• Exercise instructions:
Your task is to give the listing below back word for word, pictures excluded.

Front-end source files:
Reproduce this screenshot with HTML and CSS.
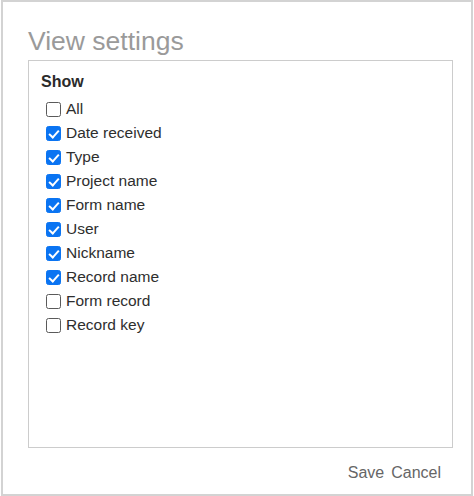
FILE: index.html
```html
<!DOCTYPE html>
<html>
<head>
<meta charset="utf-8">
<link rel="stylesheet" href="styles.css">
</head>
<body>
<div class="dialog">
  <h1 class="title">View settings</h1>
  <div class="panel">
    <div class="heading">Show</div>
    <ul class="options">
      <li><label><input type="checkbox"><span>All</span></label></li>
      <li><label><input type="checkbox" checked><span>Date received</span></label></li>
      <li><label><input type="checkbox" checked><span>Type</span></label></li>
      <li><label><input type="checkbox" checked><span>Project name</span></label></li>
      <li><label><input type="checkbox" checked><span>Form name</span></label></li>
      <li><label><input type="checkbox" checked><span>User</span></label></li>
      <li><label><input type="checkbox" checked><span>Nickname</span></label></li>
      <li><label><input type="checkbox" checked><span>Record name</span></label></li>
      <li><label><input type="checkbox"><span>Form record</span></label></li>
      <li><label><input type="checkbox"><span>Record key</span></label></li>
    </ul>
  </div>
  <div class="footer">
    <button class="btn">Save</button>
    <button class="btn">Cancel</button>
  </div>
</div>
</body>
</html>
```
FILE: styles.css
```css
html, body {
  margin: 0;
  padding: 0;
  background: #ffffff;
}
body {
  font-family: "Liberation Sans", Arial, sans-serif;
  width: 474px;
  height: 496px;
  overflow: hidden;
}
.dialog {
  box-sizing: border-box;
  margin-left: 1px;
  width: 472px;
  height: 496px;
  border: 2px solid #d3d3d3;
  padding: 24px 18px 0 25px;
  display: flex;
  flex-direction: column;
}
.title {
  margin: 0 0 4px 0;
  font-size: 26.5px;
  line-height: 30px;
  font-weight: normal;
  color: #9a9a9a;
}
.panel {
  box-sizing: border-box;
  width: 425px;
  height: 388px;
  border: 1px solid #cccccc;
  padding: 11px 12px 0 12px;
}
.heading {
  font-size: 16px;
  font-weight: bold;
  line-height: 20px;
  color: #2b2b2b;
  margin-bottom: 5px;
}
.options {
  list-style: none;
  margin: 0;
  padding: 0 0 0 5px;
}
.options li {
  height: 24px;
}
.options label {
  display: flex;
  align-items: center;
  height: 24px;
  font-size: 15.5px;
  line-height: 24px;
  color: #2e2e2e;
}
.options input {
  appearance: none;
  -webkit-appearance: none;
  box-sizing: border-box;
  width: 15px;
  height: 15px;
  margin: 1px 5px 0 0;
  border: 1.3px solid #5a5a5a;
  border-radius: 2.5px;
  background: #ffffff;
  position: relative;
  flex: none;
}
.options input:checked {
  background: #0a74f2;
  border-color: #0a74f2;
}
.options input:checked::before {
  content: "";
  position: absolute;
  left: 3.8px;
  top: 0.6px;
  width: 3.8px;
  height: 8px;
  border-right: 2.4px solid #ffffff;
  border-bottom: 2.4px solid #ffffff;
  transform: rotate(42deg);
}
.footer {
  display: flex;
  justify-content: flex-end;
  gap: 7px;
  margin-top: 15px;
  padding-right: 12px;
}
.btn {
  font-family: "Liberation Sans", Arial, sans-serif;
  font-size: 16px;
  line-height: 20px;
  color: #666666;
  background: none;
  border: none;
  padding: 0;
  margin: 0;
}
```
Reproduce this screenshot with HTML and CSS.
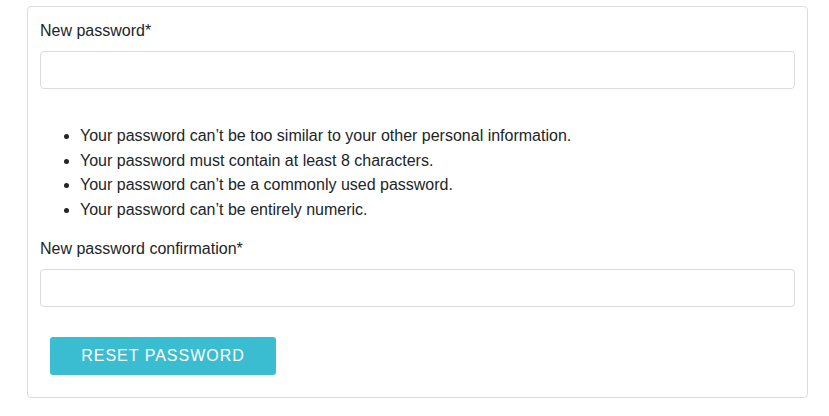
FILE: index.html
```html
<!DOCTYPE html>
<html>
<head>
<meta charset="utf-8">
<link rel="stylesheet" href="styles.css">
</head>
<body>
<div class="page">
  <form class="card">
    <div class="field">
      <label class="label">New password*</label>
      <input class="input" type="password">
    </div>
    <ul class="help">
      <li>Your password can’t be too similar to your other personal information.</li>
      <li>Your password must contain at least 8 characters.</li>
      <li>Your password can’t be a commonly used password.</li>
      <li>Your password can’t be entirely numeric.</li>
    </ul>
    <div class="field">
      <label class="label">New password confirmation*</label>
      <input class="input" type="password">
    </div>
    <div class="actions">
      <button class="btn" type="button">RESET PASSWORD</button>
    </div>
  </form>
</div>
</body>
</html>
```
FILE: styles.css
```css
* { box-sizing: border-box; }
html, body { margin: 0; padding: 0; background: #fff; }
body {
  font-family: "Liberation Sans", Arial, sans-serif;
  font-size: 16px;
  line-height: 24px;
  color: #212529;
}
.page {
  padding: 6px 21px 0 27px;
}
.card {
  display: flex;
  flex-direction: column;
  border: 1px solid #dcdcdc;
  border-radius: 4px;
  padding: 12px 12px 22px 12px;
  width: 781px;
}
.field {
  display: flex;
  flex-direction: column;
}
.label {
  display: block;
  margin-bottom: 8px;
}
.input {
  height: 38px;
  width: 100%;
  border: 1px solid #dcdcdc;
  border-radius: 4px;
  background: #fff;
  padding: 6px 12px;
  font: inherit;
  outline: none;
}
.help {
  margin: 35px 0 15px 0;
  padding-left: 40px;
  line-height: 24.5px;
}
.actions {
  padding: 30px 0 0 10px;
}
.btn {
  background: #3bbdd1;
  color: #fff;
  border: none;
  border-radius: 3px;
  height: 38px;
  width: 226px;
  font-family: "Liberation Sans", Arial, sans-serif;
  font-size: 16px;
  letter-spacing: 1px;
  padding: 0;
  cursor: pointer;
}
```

• Completed exercise:
Reproduce this screenshot with HTML and CSS.
FILE: index.html
```html
<!DOCTYPE html>
<html>
<head>
<meta charset="utf-8">
<link rel="stylesheet" href="styles.css">
</head>
<body>
<div class="dialog">
  <h1 class="title">View settings</h1>
  <div class="panel">
    <div class="heading">Show</div>
    <ul class="options">
      <li><label><input type="checkbox"><span>All</span></label></li>
      <li><label><input type="checkbox" checked><span>Date received</span></label></li>
      <li><label><input type="checkbox" checked><span>Type</span></label></li>
      <li><label><input type="checkbox" checked><span>Project name</span></label></li>
      <li><label><input type="checkbox" checked><span>Form name</span></label></li>
      <li><label><input type="checkbox" checked><span>User</span></label></li>
      <li><label><input type="checkbox" checked><span>Nickname</span></label></li>
      <li><label><input type="checkbox" checked><span>Record name</span></label></li>
      <li><label><input type="checkbox"><span>Form record</span></label></li>
      <li><label><input type="checkbox"><span>Record key</span></label></li>
    </ul>
  </div>
  <div class="footer">
    <button class="btn">Save</button>
    <button class="btn">Cancel</button>
  </div>
</div>
</body>
</html>
```
FILE: styles.css
```css
html, body {
  margin: 0;
  padding: 0;
  background: #ffffff;
}
body {
  font-family: "Liberation Sans", Arial, sans-serif;
  width: 474px;
  height: 496px;
  overflow: hidden;
}
.dialog {
  box-sizing: border-box;
  margin-left: 1px;
  width: 472px;
  height: 496px;
  border: 2px solid #d3d3d3;
  padding: 24px 18px 0 25px;
  display: flex;
  flex-direction: column;
}
.title {
  margin: 0 0 4px 0;
  font-size: 26.5px;
  line-height: 30px;
  font-weight: normal;
  color: #9a9a9a;
}
.panel {
  box-sizing: border-box;
  width: 425px;
  height: 388px;
  border: 1px solid #cccccc;
  padding: 11px 12px 0 12px;
}
.heading {
  font-size: 16px;
  font-weight: bold;
  line-height: 20px;
  color: #2b2b2b;
  margin-bottom: 5px;
}
.options {
  list-style: none;
  margin: 0;
  padding: 0 0 0 5px;
}
.options li {
  height: 24px;
}
.options label {
  display: flex;
  align-items: center;
  height: 24px;
  font-size: 15.5px;
  line-height: 24px;
  color: #2e2e2e;
}
.options input {
  appearance: none;
  -webkit-appearance: none;
  box-sizing: border-box;
  width: 15px;
  height: 15px;
  margin: 1px 5px 0 0;
  border: 1.3px solid #5a5a5a;
  border-radius: 2.5px;
  background: #ffffff;
  position: relative;
  flex: none;
}
.options input:checked {
  background: #0a74f2;
  border-color: #0a74f2;
}
.options input:checked::before {
  content: "";
  position: absolute;
  left: 3.8px;
  top: 0.6px;
  width: 3.8px;
  height: 8px;
  border-right: 2.4px solid #ffffff;
  border-bottom: 2.4px solid #ffffff;
  transform: rotate(42deg);
}
.footer {
  display: flex;
  justify-content: flex-end;
  gap: 7px;
  margin-top: 15px;
  padding-right: 12px;
}
.btn {
  font-family: "Liberation Sans", Arial, sans-serif;
  font-size: 16px;
  line-height: 20px;
  color: #666666;
  background: none;
  border: none;
  padding: 0;
  margin: 0;
}
```
Reproduce this screenshot with HTML and CSS.
FILE: index.html
```html
<!DOCTYPE html>
<html>
<head>
<meta charset="utf-8">
<link rel="stylesheet" href="styles.css">
</head>
<body>
<div class="page">
  <form class="card">
    <div class="field">
      <label class="label">New password*</label>
      <input class="input" type="password">
    </div>
    <ul class="help">
      <li>Your password can’t be too similar to your other personal information.</li>
      <li>Your password must contain at least 8 characters.</li>
      <li>Your password can’t be a commonly used password.</li>
      <li>Your password can’t be entirely numeric.</li>
    </ul>
    <div class="field">
      <label class="label">New password confirmation*</label>
      <input class="input" type="password">
    </div>
    <div class="actions">
      <button class="btn" type="button">RESET PASSWORD</button>
    </div>
  </form>
</div>
</body>
</html>
```
FILE: styles.css
```css
* { box-sizing: border-box; }
html, body { margin: 0; padding: 0; background: #fff; }
body {
  font-family: "Liberation Sans", Arial, sans-serif;
  font-size: 16px;
  line-height: 24px;
  color: #212529;
}
.page {
  padding: 6px 21px 0 27px;
}
.card {
  display: flex;
  flex-direction: column;
  border: 1px solid #dcdcdc;
  border-radius: 4px;
  padding: 12px 12px 22px 12px;
  width: 781px;
}
.field {
  display: flex;
  flex-direction: column;
}
.label {
  display: block;
  margin-bottom: 8px;
}
.input {
  height: 38px;
  width: 100%;
  border: 1px solid #dcdcdc;
  border-radius: 4px;
  background: #fff;
  padding: 6px 12px;
  font: inherit;
  outline: none;
}
.help {
  margin: 35px 0 15px 0;
  padding-left: 40px;
  line-height: 24.5px;
}
.actions {
  padding: 30px 0 0 10px;
}
.btn {
  background: #3bbdd1;
  color: #fff;
  border: none;
  border-radius: 3px;
  height: 38px;
  width: 226px;
  font-family: "Liberation Sans", Arial, sans-serif;
  font-size: 16px;
  letter-spacing: 1px;
  padding: 0;
  cursor: pointer;
}
```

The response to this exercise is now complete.